RECORDS PROVIDED:
· · · ·

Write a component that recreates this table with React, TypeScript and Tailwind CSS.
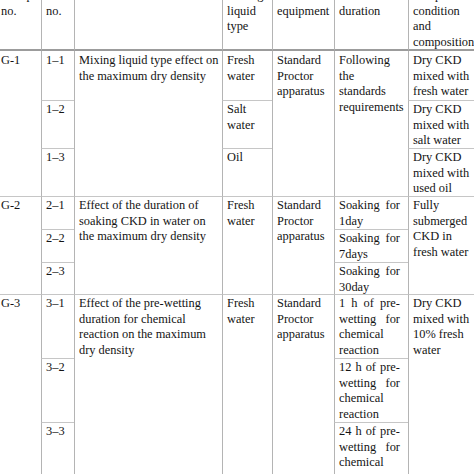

· · · ·

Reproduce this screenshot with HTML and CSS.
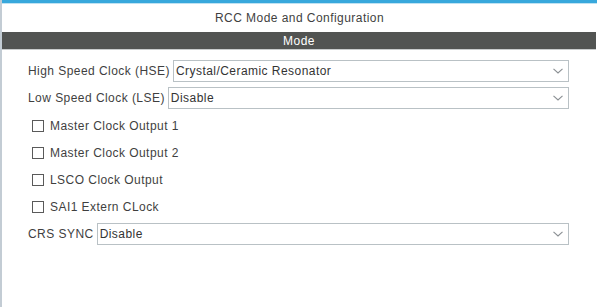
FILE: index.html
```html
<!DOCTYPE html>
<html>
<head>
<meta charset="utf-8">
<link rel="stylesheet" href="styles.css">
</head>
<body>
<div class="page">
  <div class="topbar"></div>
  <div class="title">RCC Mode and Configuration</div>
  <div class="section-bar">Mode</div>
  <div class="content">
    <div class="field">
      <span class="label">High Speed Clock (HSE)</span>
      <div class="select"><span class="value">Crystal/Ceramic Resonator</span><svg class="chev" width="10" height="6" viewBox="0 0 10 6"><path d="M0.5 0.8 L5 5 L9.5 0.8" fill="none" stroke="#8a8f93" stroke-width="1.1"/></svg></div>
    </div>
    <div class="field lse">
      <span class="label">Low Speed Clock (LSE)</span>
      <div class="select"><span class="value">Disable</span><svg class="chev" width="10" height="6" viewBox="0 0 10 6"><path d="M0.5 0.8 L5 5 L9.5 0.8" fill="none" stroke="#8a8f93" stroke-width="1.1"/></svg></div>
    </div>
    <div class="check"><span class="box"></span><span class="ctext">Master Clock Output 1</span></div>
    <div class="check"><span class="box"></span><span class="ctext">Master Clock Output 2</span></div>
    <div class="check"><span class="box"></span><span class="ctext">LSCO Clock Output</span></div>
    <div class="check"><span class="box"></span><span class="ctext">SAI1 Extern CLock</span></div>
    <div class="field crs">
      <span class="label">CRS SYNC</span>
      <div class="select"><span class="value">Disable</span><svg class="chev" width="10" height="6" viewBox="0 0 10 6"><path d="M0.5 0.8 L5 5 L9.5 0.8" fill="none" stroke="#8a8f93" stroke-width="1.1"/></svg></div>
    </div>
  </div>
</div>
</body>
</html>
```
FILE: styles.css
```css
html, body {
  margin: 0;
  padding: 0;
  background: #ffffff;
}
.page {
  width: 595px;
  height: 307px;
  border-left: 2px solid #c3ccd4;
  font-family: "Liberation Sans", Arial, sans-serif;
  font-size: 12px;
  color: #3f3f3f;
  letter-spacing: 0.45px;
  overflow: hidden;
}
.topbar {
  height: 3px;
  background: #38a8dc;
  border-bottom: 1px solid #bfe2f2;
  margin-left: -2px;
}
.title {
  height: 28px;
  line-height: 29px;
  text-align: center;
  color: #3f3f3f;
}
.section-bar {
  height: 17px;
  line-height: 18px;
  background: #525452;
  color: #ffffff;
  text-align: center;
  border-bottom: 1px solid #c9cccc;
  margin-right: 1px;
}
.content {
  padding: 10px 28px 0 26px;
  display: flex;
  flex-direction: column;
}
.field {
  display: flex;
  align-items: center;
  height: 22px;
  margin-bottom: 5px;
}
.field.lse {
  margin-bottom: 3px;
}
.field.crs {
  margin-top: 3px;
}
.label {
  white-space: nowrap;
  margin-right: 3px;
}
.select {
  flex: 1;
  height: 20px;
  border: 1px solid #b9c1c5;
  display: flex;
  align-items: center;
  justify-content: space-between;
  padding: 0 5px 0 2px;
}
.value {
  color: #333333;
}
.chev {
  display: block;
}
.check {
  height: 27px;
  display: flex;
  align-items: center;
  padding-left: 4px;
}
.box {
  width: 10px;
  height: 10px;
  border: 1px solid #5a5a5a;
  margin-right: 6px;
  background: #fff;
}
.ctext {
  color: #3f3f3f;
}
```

· · · ·

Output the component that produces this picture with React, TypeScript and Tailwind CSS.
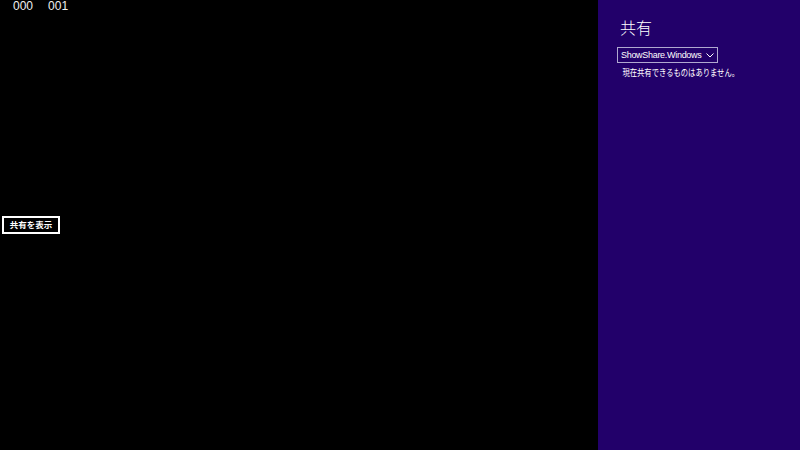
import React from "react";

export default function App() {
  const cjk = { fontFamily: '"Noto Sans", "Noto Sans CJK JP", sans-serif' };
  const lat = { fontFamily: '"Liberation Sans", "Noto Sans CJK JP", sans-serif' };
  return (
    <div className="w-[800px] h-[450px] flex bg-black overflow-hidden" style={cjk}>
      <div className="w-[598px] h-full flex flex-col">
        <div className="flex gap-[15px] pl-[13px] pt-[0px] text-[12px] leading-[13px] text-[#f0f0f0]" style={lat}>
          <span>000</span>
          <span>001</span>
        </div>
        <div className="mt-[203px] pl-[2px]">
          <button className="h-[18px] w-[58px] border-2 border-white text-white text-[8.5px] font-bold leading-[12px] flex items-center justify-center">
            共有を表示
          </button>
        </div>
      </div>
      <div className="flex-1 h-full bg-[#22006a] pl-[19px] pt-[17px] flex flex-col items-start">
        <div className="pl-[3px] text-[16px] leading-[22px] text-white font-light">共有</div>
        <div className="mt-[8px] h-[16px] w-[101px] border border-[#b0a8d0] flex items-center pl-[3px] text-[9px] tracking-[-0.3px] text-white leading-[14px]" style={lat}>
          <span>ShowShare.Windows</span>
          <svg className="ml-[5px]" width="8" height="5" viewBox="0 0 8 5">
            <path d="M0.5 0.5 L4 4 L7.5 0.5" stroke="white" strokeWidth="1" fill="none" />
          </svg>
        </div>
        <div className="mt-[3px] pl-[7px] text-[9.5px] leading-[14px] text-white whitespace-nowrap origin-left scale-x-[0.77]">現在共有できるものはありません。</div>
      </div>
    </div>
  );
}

· · · ·

EXERCISE PROMPT: Give only the number of lines in the data that include the string "this".

EXERCISE SOLUTION: 3